In a more general setting, the method proposed solves only a subset of challenges involved with training and comparing models for object detection. False positives and missed detections might highly fluctuate based on small changes between consecutive frames. This might be primarily caused by the issue that most neural network architectures overfit to texture [48] and are susceptible to small pixel shifts [49]. To some extend this texture bias can be used for adversarial attacks as well [50,51,52].

In this paper, we focus on model performance on the COCO and TTPLA datasets. On different datasets, model performance may vary lot as most of the models evaluated were developed and designed with the COCO metric as the main design goal.
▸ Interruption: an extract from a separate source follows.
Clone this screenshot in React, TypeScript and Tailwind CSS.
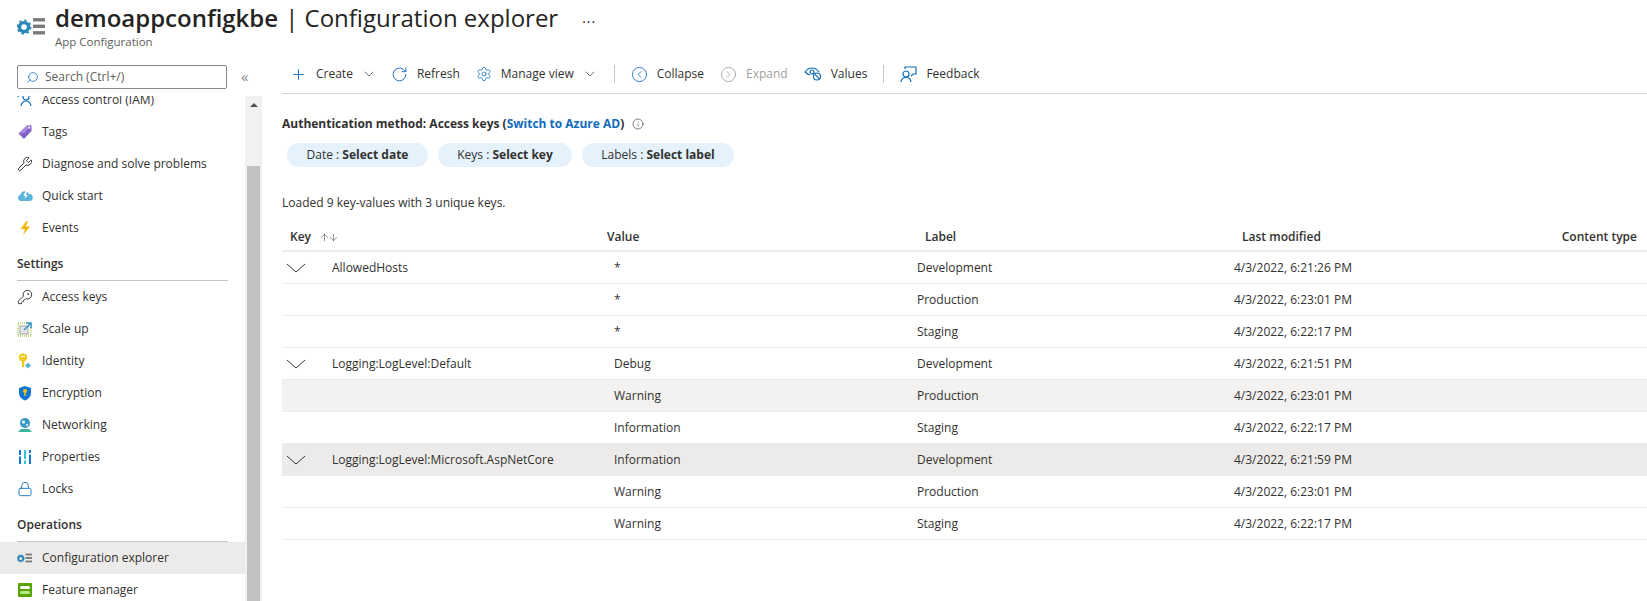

The ranking of models implied by Figure 5 may change depending on what another dataset a model is trained on and how it is trained on a certain dataset. Since we used pre-trained models provided by reference implementations, we cannot estimate the impact of training method variations on the results presented in this paper.

Other data driven approaches to estimate model performance or verify a model’s performance, e.g., a test scenario based on real data or simulated might profit from a more rigorous metric and model selection process as well.

It might be of further interest to investigate the effects of using different datasets with significantly less classes but larger variability of objects per class as we would expect for e.g., an autonomous robot. As most models published are designed for a few benchmark datasets, it is of interest how the confidence score threshold for PDQ_max may change on other datasets. Furthermore, it would be of interest to investigate how to achieve a better average spatial score and how a potential integration of the method propose into a model’s design and training process would lead to more robust models.

5. Related Work

To the best of our knowledge, this is the first paper evaluating the impact of selecting confidence score thresholds rigorously using standard models for object detection. In a less rigorous way, this approach was used to find the optimal performance of a single model [53] for a PDQ-related computer vision competition.

Using f1-scores (e.g., [54]) or similar metrics as a function of confidence score is not helpful either as these approaches depend on selecting IoU thresholds for evaluation as well. Any f1 score will depend on selecting IoU thresholds and selecting confidence scores.

Furthermore, using f1 scores with the FP, FN, and TP counts as provided by the PDQ will lead to confidence score thresholds shifted towards lower thresholds as it only takes FPs, FNs, and TPs into consideration. Higher confident scores of predictions are not incentivized.

6. Conclusions

In this paper, we introduce a simple approach to find the optimal confidence score threshold for fairer model performance comparison. We evaluated a subset of state-of-the-art models using this approach. At this proposed operating point the trade-offs between counts of true positives, false positives negatives, and the overall confidence in bounding boxes detected are minimized. Furthermore, we would like to point out that many models show a high average label quality but a poor average spatial quality. Therefore, there is a lot of room for developing better models that can use latest advancements in sensor technology to provide useful products and services to customers. With respect to edge devices (e.g., UAV-based, static cameras or orbital sensors), these deployment scenarios are only feasible if models deployed output predictions with sufficiently good spatial and label qualities. Deploying models with non-optimal settings renders such applications pointless as the trade-offs between false negatives, false positives and true positives are too high.